Financial Research & Education Team

June 29, 2026Reviewed by Gerald Financial Review Board
Fraud Detection and Prevention: A Complete Guide for 2026

Key Takeaways

  • Fraud prevention stops unauthorized activity before it happens; fraud detection catches it in real time or after the fact — you need both.
  • Machine learning and behavioral analytics are now the most powerful tools financial institutions use to flag suspicious transactions.
  • Multi-factor authentication, strong passwords, and account monitoring are the most effective steps individuals can take.
  • If you suspect fraud, report it immediately to the FTC (identity theft) or the FBI's Internet Crime Complaint Center (cybercrime).
  • When you use financial apps, look for platforms that are transparent about fees, security practices, and data handling.

Prevention vs. Detection: Two Different Jobs, One Shared Goal

Fraud costs U.S. consumers and businesses hundreds of billions of dollars annually — and those numbers keep climbing. Whether you're trying to get a cash advance safely or simply protect your bank account from unauthorized access, understanding how fraud detection and prevention work is genuinely useful knowledge. These aren't abstract corporate concerns. They affect every transaction you make.

The two terms are often used interchangeably, but they describe distinct processes. Fraud prevention is proactive — it puts up barriers before anything bad happens. Fraud detection is reactive, monitoring activity in real time or after the fact to catch problems as they emerge. A solid security strategy requires both.

What Fraud Prevention Actually Looks Like

Prevention is about making it hard for fraud to happen in the first place. Think of it as the lock on the front door. Common prevention measures include identity verification at account creation, multi-factor authentication (MFA) before sensitive actions, and strict access controls that limit who can do what inside a system.

Organizations also use rule-based controls — automated policies that block transactions meeting certain risk criteria.
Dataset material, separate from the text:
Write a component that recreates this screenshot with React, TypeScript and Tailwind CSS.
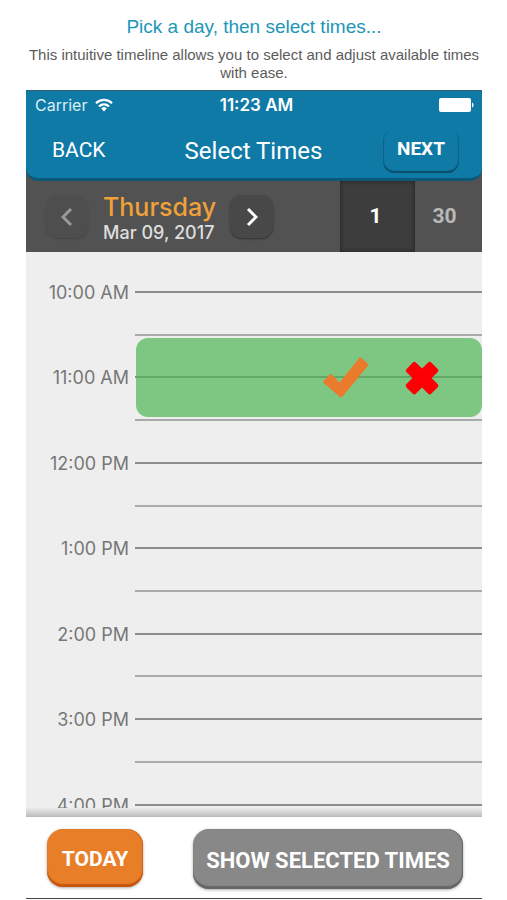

A bank might automatically decline a $5,000 wire transfer initiated from a new device in a foreign country at 3 a.m. That rule doesn't require a human to review it. It fires instantly.

What Fraud Detection Actually Looks Like

Detection assumes some fraudulent activity will slip through prevention layers. Its job is to catch those cases quickly. This involves continuous monitoring of transactions, user behavior, and data patterns to flag anything that looks out of place.

Detection systems don't just look for known fraud patterns — they look for anomalies. If your account typically shows grocery store purchases under $200 and suddenly there's a $1,800 electronics charge from three states away, that's an anomaly worth investigating. The faster the detection, the less damage gets done.

Fraud and scams cost Americans billions of dollars each year. Reporting fraud quickly — to your financial institution, the FTC, and relevant law enforcement — is one of the most effective ways to limit financial damage and help authorities track down bad actors.

Consumer Financial Protection Bureau, U.S. Government Agency

How Fraud Detection Works in Banking

Fraud detection and prevention in banking is one of the most sophisticated applications of the technology. Banks process millions of transactions per day, and their fraud systems have to make risk decisions in milliseconds — before a card swipe even completes.

Modern bank fraud detection typically combines several layers:

  • Transaction monitoring: Every purchase, transfer, and withdrawal is scored for risk based on amount, location, merchant type, and timing.
  • Velocity checks: Systems flag accounts making an unusual number of transactions in a short window — a common sign of account takeover.
  • Device fingerprinting: Banks track the devices used to access accounts. A login from an unrecognized device triggers additional verification.
  • Geolocation analysis: If your card is used in Miami and then again in London 30 minutes later, that's physically impossible — and the system knows it.
  • Behavioral biometrics: Advanced systems track how you type, swipe, and navigate. Deviations from your normal patterns can signal an imposter.

These layers work together. No single check is foolproof, but the combination makes it extremely difficult for fraudsters to operate without triggering an alert.

Fraud prevention is a set of policies and processes to reduce the risk of fraud before it happens, while fraud detection involves identifying and responding to fraudulent activity that is already occurring. Both are essential components of a complete anti-fraud strategy.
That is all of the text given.